### Task:
List, from the lines below, each one with "screenshot" in it.

═══ Record excerpts ═══

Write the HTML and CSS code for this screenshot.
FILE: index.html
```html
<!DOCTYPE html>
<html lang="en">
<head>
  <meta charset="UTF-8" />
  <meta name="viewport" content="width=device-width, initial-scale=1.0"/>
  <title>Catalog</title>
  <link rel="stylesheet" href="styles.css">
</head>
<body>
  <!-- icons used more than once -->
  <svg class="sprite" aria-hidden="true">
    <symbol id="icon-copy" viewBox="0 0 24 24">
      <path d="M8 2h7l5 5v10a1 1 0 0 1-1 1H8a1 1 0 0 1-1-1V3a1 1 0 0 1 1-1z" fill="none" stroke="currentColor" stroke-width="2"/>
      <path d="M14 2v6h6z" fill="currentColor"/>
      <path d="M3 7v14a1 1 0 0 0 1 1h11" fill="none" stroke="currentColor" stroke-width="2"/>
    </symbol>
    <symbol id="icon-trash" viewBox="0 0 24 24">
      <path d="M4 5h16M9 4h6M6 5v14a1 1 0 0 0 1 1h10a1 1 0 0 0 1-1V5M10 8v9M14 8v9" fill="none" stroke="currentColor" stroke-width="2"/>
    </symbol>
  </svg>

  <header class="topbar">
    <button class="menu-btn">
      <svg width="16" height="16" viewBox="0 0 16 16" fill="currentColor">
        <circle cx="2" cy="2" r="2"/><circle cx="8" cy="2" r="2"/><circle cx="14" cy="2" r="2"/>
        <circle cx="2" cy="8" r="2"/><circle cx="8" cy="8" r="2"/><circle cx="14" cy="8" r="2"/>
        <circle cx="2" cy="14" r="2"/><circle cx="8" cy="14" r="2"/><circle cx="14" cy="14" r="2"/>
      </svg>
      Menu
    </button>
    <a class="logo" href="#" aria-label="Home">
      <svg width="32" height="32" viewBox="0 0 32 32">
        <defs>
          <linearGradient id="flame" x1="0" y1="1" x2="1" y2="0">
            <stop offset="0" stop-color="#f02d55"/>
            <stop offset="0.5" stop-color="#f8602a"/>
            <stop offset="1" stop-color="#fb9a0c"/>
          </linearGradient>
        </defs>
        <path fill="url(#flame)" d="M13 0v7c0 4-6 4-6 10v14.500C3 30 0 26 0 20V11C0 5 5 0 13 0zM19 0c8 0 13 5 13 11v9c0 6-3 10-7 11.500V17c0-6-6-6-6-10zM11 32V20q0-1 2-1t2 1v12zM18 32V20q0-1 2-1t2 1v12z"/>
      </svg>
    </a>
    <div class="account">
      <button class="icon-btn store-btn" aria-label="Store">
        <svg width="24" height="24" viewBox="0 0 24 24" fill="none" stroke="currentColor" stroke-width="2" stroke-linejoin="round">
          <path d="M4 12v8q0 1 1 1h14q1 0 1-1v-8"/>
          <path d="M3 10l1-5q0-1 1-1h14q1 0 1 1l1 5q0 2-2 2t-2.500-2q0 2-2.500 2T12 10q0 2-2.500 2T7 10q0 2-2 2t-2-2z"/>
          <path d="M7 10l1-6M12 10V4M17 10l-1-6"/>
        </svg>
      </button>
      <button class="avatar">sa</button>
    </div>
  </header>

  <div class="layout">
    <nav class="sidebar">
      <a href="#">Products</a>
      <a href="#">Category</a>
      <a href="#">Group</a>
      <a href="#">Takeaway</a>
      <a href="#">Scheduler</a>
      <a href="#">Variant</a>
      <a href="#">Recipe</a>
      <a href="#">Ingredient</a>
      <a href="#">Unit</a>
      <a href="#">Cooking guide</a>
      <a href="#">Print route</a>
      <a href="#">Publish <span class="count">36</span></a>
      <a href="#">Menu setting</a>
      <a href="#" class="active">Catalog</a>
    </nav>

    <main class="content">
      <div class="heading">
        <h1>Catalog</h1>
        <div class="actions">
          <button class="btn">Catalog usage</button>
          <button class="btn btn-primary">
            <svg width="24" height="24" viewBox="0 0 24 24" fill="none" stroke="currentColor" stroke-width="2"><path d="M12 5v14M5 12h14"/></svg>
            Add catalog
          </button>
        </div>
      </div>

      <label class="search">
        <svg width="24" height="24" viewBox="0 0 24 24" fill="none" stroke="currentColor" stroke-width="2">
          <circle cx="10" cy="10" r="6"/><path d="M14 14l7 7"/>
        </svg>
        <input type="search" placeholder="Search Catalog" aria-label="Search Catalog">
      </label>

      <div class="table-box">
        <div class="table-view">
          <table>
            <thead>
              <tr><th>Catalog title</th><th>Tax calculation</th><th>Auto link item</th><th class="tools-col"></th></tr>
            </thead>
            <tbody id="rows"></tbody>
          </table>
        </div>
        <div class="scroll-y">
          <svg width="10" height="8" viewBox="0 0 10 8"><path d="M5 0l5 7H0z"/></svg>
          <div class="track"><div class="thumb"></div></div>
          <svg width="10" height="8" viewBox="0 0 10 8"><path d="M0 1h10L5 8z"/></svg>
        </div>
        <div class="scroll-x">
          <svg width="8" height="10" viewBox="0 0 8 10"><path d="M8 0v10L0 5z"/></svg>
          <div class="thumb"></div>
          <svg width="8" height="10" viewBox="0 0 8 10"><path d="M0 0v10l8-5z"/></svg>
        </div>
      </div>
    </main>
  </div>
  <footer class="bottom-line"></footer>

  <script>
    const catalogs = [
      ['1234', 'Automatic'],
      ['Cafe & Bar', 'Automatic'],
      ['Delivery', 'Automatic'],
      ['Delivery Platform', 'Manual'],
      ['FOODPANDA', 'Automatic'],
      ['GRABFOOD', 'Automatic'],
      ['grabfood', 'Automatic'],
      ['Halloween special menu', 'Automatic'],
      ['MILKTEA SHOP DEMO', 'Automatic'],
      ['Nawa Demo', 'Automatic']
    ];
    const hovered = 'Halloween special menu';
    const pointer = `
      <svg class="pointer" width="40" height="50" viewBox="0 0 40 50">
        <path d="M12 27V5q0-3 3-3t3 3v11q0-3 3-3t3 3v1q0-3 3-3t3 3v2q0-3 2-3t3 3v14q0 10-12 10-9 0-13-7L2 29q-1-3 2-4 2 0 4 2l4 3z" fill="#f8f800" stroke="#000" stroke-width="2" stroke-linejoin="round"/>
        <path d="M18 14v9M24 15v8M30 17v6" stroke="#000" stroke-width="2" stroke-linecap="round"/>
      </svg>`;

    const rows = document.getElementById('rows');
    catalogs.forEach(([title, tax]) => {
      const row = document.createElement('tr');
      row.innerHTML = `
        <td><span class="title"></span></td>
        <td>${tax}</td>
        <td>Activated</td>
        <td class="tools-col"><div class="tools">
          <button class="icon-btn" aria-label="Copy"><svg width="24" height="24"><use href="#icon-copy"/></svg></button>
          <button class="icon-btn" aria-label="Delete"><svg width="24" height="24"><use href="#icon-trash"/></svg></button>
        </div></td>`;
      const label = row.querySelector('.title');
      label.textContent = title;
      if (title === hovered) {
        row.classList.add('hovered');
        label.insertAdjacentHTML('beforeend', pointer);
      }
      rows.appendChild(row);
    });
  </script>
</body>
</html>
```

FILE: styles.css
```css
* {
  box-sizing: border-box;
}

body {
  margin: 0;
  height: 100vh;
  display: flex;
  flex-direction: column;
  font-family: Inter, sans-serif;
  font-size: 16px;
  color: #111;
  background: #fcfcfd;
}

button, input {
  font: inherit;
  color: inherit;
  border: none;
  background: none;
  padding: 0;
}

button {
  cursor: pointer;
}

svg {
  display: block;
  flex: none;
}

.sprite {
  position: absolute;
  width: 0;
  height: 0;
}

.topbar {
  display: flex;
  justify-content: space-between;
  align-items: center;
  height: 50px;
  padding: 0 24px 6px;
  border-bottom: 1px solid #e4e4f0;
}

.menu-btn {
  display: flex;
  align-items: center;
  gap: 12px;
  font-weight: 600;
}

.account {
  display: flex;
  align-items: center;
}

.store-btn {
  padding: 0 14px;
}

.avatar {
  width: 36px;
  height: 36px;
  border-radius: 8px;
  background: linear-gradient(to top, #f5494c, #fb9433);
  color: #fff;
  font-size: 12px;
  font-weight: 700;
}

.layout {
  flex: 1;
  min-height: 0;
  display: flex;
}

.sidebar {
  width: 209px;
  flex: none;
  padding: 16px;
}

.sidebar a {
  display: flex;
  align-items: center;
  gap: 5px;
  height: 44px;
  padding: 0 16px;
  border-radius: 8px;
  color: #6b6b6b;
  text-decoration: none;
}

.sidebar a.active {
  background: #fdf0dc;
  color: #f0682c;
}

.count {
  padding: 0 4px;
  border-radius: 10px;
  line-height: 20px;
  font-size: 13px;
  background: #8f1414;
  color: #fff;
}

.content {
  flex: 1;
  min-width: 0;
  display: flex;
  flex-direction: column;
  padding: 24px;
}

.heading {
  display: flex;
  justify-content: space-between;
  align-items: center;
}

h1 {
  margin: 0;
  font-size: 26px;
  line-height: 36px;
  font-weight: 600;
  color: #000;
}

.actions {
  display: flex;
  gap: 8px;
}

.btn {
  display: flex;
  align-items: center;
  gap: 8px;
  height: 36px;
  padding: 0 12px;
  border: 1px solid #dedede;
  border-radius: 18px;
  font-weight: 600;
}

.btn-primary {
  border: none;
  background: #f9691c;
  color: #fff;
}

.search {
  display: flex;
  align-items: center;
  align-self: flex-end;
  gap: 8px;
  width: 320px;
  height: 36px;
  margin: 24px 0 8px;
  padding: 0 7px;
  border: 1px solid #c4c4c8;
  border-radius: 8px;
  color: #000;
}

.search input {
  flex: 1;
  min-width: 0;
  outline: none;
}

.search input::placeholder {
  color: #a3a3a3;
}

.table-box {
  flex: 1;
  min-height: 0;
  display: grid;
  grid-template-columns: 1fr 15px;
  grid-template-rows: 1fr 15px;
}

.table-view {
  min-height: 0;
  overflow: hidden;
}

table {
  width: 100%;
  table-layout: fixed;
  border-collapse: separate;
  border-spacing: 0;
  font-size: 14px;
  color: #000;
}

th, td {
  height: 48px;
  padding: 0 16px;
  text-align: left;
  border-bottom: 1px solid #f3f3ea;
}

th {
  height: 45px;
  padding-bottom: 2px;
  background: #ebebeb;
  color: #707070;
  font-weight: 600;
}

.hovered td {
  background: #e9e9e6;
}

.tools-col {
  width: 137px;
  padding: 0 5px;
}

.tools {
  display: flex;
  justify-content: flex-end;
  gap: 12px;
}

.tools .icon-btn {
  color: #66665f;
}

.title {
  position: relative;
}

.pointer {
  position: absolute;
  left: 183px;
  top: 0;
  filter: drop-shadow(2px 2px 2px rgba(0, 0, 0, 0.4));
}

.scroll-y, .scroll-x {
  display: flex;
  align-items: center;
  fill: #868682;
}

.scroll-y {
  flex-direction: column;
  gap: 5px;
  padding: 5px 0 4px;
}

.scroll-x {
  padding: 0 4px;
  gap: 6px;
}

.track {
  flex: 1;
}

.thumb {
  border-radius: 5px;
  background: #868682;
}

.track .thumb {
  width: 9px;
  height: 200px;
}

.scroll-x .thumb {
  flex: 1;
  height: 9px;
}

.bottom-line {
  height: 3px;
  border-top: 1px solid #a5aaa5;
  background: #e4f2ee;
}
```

═══
═══ Record excerpts ═══

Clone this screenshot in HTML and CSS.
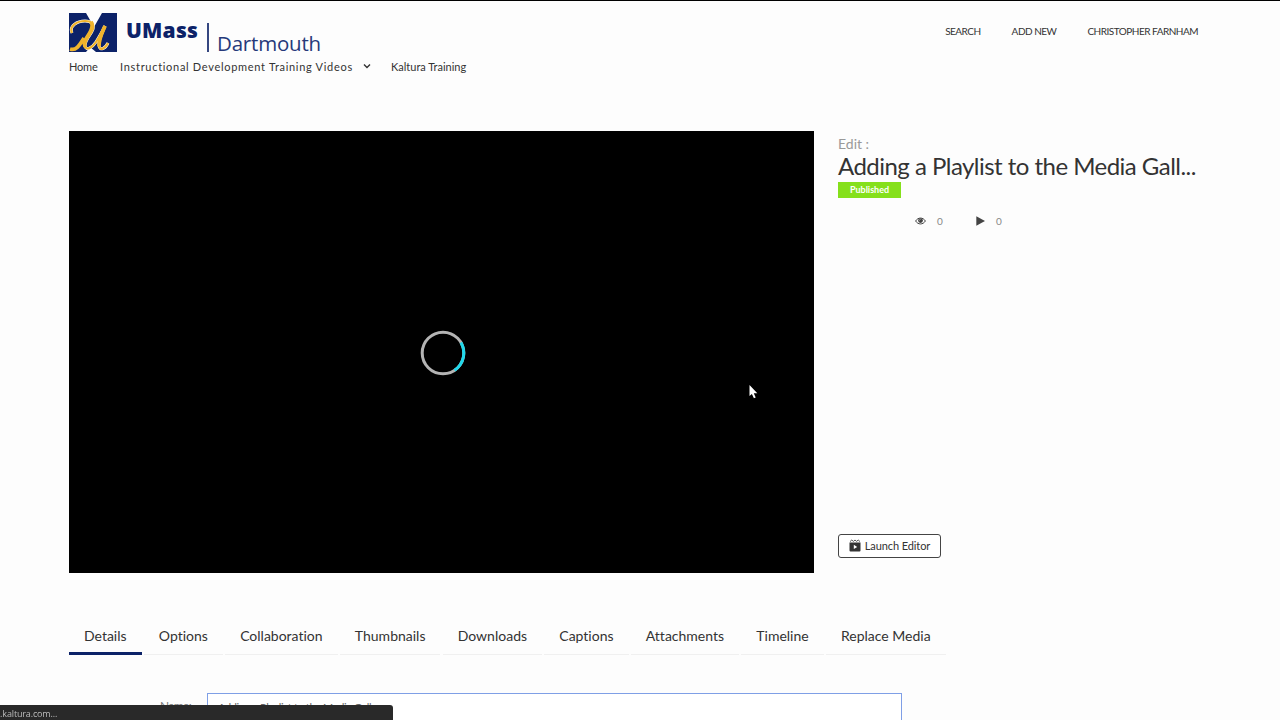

═══

### Final result:
Write the HTML and CSS code for this screenshot.
Clone this screenshot in HTML and CSS.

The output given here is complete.